Michael Ireland : Jul 9, 2012
ASSIST News Service

"The entire visit took place in an atmosphere of mutual respect, honor and reconciliation. Ever since I was a child I considered the Jordanian army professional and fair in the way they treated our prisoners of war. They were not savages." -Nachum Baruchi

(Jerusalem, Israel)—Nearly 18 years have passed since Prime Minister Yitzhak Rabin and Jordan's King Hussein signed the Jordan Valley peace agreement, normalizing relations between Israel and Jordan.

Ammunition Hill But even the most obsessive observers of Israeli-Jordanian ties find it hard to remember an encounter as extraordinary and emotional as the one that took place in Jerusalem mid-June, away from the limelight, between veterans of the Six Day War from both sides, says Elhanan Miller writing for the Times of Israel. (Photo: Wikipedia)

According to Miller's article, a group of 20 veterans, mostly-high ranking Jordanian and Israeli retired officers, met in Jerusalem June 18 and 19, and toured the sites of battles that pitted them against each other nearly half a century ago. "We once looked at each other through the barrels of guns," said one man. "Now we shook hands and exchanged war stories.

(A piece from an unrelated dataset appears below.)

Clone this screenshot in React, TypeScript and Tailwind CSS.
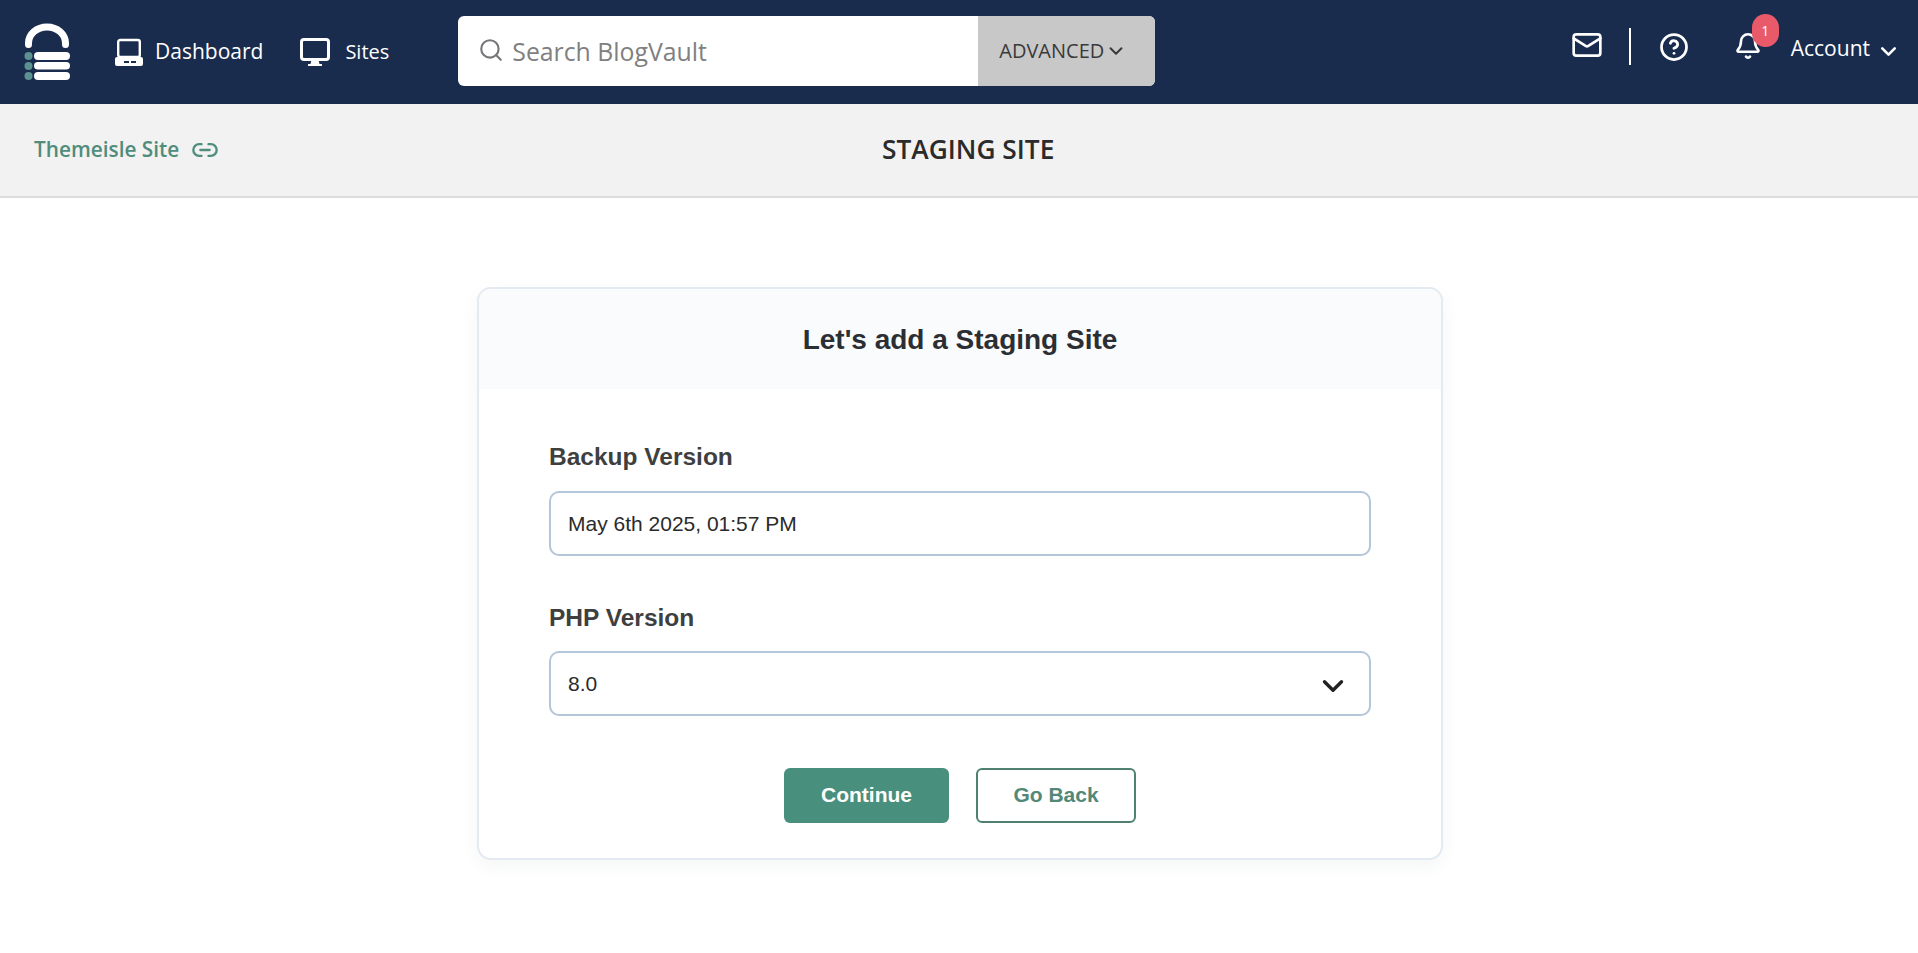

The Times of Israel says the meeting was organized by the Israeli Economic Cooperation Foundation (ECF) and Jordan's Amman Center for Peace and Development (ACPD), and funded by the German Friedrich Ebert Foundation. The Israeli veterans, unsentimental warriors in their seventies and eighties, told The Times of Israel they were deeply moved by the encounter with the Jordanians.

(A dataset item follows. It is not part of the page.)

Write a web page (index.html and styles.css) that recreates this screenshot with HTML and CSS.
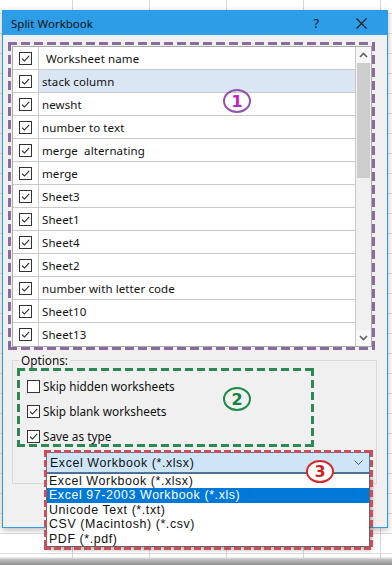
FILE: index.html
```html
<!DOCTYPE html>
<html>
<head>
<meta charset="utf-8">
<title>Split Workbook</title>
<link rel="stylesheet" href="styles.css">
</head>
<body>
<div class="desktop">
  <div class="window">
    <div class="titlebar">
      <span class="title">Split Workbook</span>
      <span class="help">?</span>
      <span class="close"><svg width="11" height="11" viewBox="0 0 11 11"><path d="M0.5 0.5L10.5 10.5M10.5 0.5L0.5 10.5" stroke="#1b1b1b" stroke-width="1.1" fill="none"/></svg></span>
    </div>
    <div class="content">
      <div class="mark-purple">
        <div class="listbox">
          <div class="rows">
            <div class="row"><span class="cbcell"><span class="cb"><svg viewBox="0 0 11 11"><path d="M2 5.6L4.4 8L9.2 2.8" stroke="#262626" stroke-width="1.1" fill="none"/></svg></span></span><span class="name header">Worksheet name</span></div>
            <div class="row selected"><span class="cbcell"><span class="cb"><svg viewBox="0 0 11 11"><path d="M2 5.6L4.4 8L9.2 2.8" stroke="#262626" stroke-width="1.1" fill="none"/></svg></span></span><span class="name">stack column</span></div>
            <div class="row"><span class="cbcell"><span class="cb"><svg viewBox="0 0 11 11"><path d="M2 5.6L4.4 8L9.2 2.8" stroke="#262626" stroke-width="1.1" fill="none"/></svg></span></span><span class="name">newsht</span></div>
            <div class="row"><span class="cbcell"><span class="cb"><svg viewBox="0 0 11 11"><path d="M2 5.6L4.4 8L9.2 2.8" stroke="#262626" stroke-width="1.1" fill="none"/></svg></span></span><span class="name">number to text</span></div>
            <div class="row"><span class="cbcell"><span class="cb"><svg viewBox="0 0 11 11"><path d="M2 5.6L4.4 8L9.2 2.8" stroke="#262626" stroke-width="1.1" fill="none"/></svg></span></span><span class="name">merge&nbsp; alternating</span></div>
            <div class="row"><span class="cbcell"><span class="cb"><svg viewBox="0 0 11 11"><path d="M2 5.6L4.4 8L9.2 2.8" stroke="#262626" stroke-width="1.1" fill="none"/></svg></span></span><span class="name">merge</span></div>
            <div class="row"><span class="cbcell"><span class="cb"><svg viewBox="0 0 11 11"><path d="M2 5.6L4.4 8L9.2 2.8" stroke="#262626" stroke-width="1.1" fill="none"/></svg></span></span><span class="name">Sheet3</span></div>
            <div class="row"><span class="cbcell"><span class="cb"><svg viewBox="0 0 11 11"><path d="M2 5.6L4.4 8L9.2 2.8" stroke="#262626" stroke-width="1.1" fill="none"/></svg></span></span><span class="name">Sheet1</span></div>
            <div class="row"><span class="cbcell"><span class="cb"><svg viewBox="0 0 11 11"><path d="M2 5.6L4.4 8L9.2 2.8" stroke="#262626" stroke-width="1.1" fill="none"/></svg></span></span><span class="name">Sheet4</span></div>
            <div class="row"><span class="cbcell"><span class="cb"><svg viewBox="0 0 11 11"><path d="M2 5.6L4.4 8L9.2 2.8" stroke="#262626" stroke-width="1.1" fill="none"/></svg></span></span><span class="name">Sheet2</span></div>
            <div class="row"><span class="cbcell"><span class="cb"><svg viewBox="0 0 11 11"><path d="M2 5.6L4.4 8L9.2 2.8" stroke="#262626" stroke-width="1.1" fill="none"/></svg></span></span><span class="name">number with letter code</span></div>
            <div class="row"><span class="cbcell"><span class="cb"><svg viewBox="0 0 11 11"><path d="M2 5.6L4.4 8L9.2 2.8" stroke="#262626" stroke-width="1.1" fill="none"/></svg></span></span><span class="name">Sheet10</span></div>
            <div class="row"><span class="cbcell"><span class="cb"><svg viewBox="0 0 11 11"><path d="M2 5.6L4.4 8L9.2 2.8" stroke="#262626" stroke-width="1.1" fill="none"/></svg></span></span><span class="name">Sheet13</span></div>
          </div>
          <div class="scrollbar">
            <span class="arrow"><svg width="9" height="6" viewBox="0 0 9 6"><path d="M1 5L4.5 1.5L8 5" stroke="#606060" stroke-width="1.6" fill="none"/></svg></span>
            <span class="track"><span class="thumb"></span></span>
            <span class="arrow"><svg width="9" height="6" viewBox="0 0 9 6"><path d="M1 1L4.5 4.5L8 1" stroke="#606060" stroke-width="1.6" fill="none"/></svg></span>
          </div>
        </div>
      </div>
      <fieldset class="options">
        <legend class="legend">Options:</legend>
        <div class="mark-green">
          <div class="opt"><span class="cb"></span><span>Skip hidden worksheets</span></div>
          <div class="opt"><span class="cb"><svg viewBox="0 0 11 11"><path d="M2 5.6L4.4 8L9.2 2.8" stroke="#262626" stroke-width="1.1" fill="none"/></svg></span><span>Skip blank worksheets</span></div>
          <div class="opt"><span class="cb"><svg viewBox="0 0 11 11"><path d="M2 5.6L4.4 8L9.2 2.8" stroke="#262626" stroke-width="1.1" fill="none"/></svg></span><span>Save as type</span></div>
        </div>
        <div class="combo-area">
          <div class="combo">
            <span class="combo-text">Excel Workbook (*.xlsx)</span>
            <svg class="chev" width="9" height="5" viewBox="0 0 9 5"><path d="M0.5 0.5L4.5 4.5L8.5 0.5" stroke="#555" stroke-width="1" fill="none"/></svg>
          </div>
          <ul class="dropdown">
            <li class="item">Excel Workbook (*.xlsx)</li>
            <li class="item hl">Excel 97-2003 Workbook (*.xls)</li>
            <li class="item">Unicode Text (*.txt)</li>
            <li class="item">CSV (Macintosh) (*.csv)</li>
            <li class="item">PDF (*.pdf)</li>
          </ul>
          <div class="mark-red"></div>
        </div>
      </fieldset>
    </div>
  </div>
  <span class="badge b1">1</span>
  <span class="badge b2">2</span>
  <span class="badge b3">3</span>
</div>
</body>
</html>
```

FILE: styles.css
```css
html, body {
  margin: 0;
  padding: 0;
}
body {
  width: 392px;
  height: 565px;
  overflow: hidden;
  font-family: "Noto Sans", "Open Sans", sans-serif;
  color: #111;
  background-color: #fff;
  background-image:
    linear-gradient(180deg, transparent 557px, #c4c4c4 559px, #8e8e8e 565px),
    linear-gradient(90deg, #d6d6d6 1px, transparent 1px),
    linear-gradient(180deg, #dedede 1px, transparent 1px);
  background-size: 100% 565px, 77px 100%, 100% 20px;
  background-repeat: no-repeat, repeat-x, repeat-y;
  background-position: 0 0, 72px 0, 0 13px;
}
.desktop {
  position: relative;
  height: 565px;
  padding: 10px 0 0 2px;
  box-sizing: border-box;
}
.window {
  width: 386px;
  height: 518px;
  box-sizing: border-box;
  border: 1px solid #2c9ae4;
  background: #f0f0f0;
  box-shadow: 0 2px 6px rgba(0,0,0,0.28);
  display: flex;
  flex-direction: column;
}
.titlebar {
  height: 24px;
  background: #2e9de7;
  display: flex;
  align-items: center;
  padding-left: 8px;
  flex: none;
}
.title {
  flex: 1;
  font-size: 11.5px;
  color: #111;
}
.help {
  font-size: 12px;
  color: #111;
  margin-right: 37px;
}
.close {
  display: flex;
  margin-right: 20px;
}
.content {
  flex: 1;
  padding: 7px 0 0 5px;
}

/* annotation dashed boxes */
.mark-purple {
  width: 367px;
  box-sizing: border-box;
  padding: 4px 3px 3px 4px;
  background:
    linear-gradient(90deg, #8a6b9c 9px, transparent 9px) 0 0 / 13px 3px repeat-x,
    linear-gradient(90deg, #8a6b9c 9px, transparent 9px) 0 100% / 13px 3px repeat-x,
    linear-gradient(180deg, #8a6b9c 9px, transparent 9px) 0 0 / 3px 13px repeat-y,
    linear-gradient(180deg, #8a6b9c 9px, transparent 9px) 100% 0 / 3px 13px repeat-y;
}
.listbox {
  display: flex;
  border: 1px solid #a9a9a9;
  background: #fff;
}
.rows {
  flex: 1;
  display: flex;
  flex-direction: column;
}
.row {
  height: 23px;
  box-sizing: border-box;
  display: flex;
  border-bottom: 1px solid #c9c9c9;
  border-right: 1px solid #c9c9c9;
}
.row:last-child {
  border-bottom: none;
}
.cbcell {
  width: 25px;
  flex: none;
  border-right: 1px solid #c9c9c9;
  display: flex;
  align-items: center;
  justify-content: center;
}
.cb {
  width: 13px;
  height: 13px;
  box-sizing: border-box;
  border: 1px solid #333;
  background: #fff;
  display: flex;
  align-items: center;
  justify-content: center;
  flex: none;
}
.cb svg {
  width: 11px;
  height: 11px;
}
.name {
  flex: 1;
  display: flex;
  align-items: center;
  padding-left: 3px;
  font-size: 11.5px;
  letter-spacing: 0.1px;
  color: #111;
}
.name.header {
  padding-left: 7px;
}
.row.selected .name {
  background: #dbe6f4;
}
.scrollbar {
  width: 15px;
  flex: none;
  background: #f0f0f0;
  display: flex;
  flex-direction: column;
}
.arrow {
  height: 16px;
  display: flex;
  align-items: center;
  justify-content: center;
  background: #f7f7f7;
}
.track {
  flex: 1;
  display: flex;
  flex-direction: column;
}
.thumb {
  height: 115px;
  margin: 0 1px;
  background: #cdcdcd;
}

/* options group */
.options {
  margin: 3px 0 0 4px;
  padding: 0;
  width: 365px;
  height: 131px;
  box-sizing: border-box;
  border: 1px solid #d9d9d9;
  min-inline-size: 0;
}
.legend {
  margin-left: 6px;
  padding: 0 2px;
  font-size: 11.8px;
  line-height: 15px;
  color: #111;
}
.mark-green {
  margin-left: 4px;
  width: 297px;
  height: 79px;
  box-sizing: border-box;
  padding: 8px 0 0 10px;
  display: flex;
  flex-direction: column;
  gap: 5px;
  background:
    linear-gradient(90deg, #2b8a52 8px, transparent 8px) 0 0 / 12px 3px repeat-x,
    linear-gradient(90deg, #2b8a52 8px, transparent 8px) 0 100% / 12px 3px repeat-x,
    linear-gradient(180deg, #2b8a52 8px, transparent 8px) 0 0 / 3px 12px repeat-y,
    linear-gradient(180deg, #2b8a52 8px, transparent 8px) 100% 0 / 3px 12px repeat-y;
}
.opt {
  height: 20px;
  flex: none;
  display: flex;
  align-items: center;
  gap: 3px;
  font-size: 11.8px;
  color: #111;
}
.combo-area {
  position: relative;
  margin: 5px 0 0 33px;
  width: 324px;
}
.combo {
  height: 21px;
  box-sizing: border-box;
  border: 1px solid #3f7cbd;
  background: #cde5f7;
  display: flex;
  align-items: center;
  padding: 0 6px 0 3px;
}
.combo-text {
  flex: 1;
  font-family: "Liberation Sans", Arial, sans-serif;
  font-size: 12.4px;
  letter-spacing: 0.6px;
  color: #111;
}
.dropdown {
  position: absolute;
  top: 21px;
  left: 0;
  width: 324px;
  box-sizing: border-box;
  margin: 0;
  padding: 0;
  list-style: none;
  background: #fff;
  border: 1px solid #646464;
  box-shadow: 2px 3px 4px rgba(0,0,0,0.28);
}
.item {
  height: 14.4px;
  line-height: 14.4px;
  padding-left: 2px;
  font-family: "Liberation Sans", Arial, sans-serif;
  font-size: 12.4px;
  letter-spacing: 0.6px;
  color: #111;
  white-space: nowrap;
}
.item.hl {
  background: #0078d7;
  color: #fff;
}
.mark-red {
  position: absolute;
  top: -2px;
  left: -2px;
  width: 329px;
  height: 100px;
  background:
    linear-gradient(90deg, #cf4d56 7px, transparent 7px) 0 0 / 10px 3px repeat-x,
    linear-gradient(90deg, #cf4d56 7px, transparent 7px) 0 100% / 10px 3px repeat-x,
    linear-gradient(180deg, #cf4d56 7px, transparent 7px) 0 0 / 3px 10px repeat-y,
    linear-gradient(180deg, #cf4d56 7px, transparent 7px) 100% 0 / 3px 10px repeat-y;
  pointer-events: none;
}

/* numbered badges */
.badge {
  position: absolute;
  width: 28px;
  height: 24px;
  box-sizing: border-box;
  border-radius: 50%;
  display: flex;
  align-items: center;
  justify-content: center;
  font-family: "DejaVu Sans", sans-serif;
  font-weight: bold;
  font-size: 16px;
}
.b1 {
  left: 223px;
  top: 89px;
  border: 2px solid #9452b0;
  color: #c21fc2;
}
.b2 {
  left: 223px;
  top: 387px;
  border: 2px solid #1b8b45;
  color: #168240;
}
.b3 {
  left: 306px;
  top: 460px;
  height: 23px;
  border: 2.5px solid #d32a2a;
  background: #fff;
  color: #d41f1f;
}
```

"This is the first time such an event took place in Israel," said Colonel (res.) Yossi Langotsky, who served as company commander in the Jerusalem Reconnaissance Unit when the 1967 war broke out. "It wasn't easy. I personally killed Jordanian soldiers at close range."

Participants said the highlight of the event was a memorial service held at Ammunition Hill, the site of one of the fiercest battles. Thirty-six Israeli soldiers and 71 Jordanians lost their lives on Ammunition Hill and the adjacent police academy on June 6, 1967.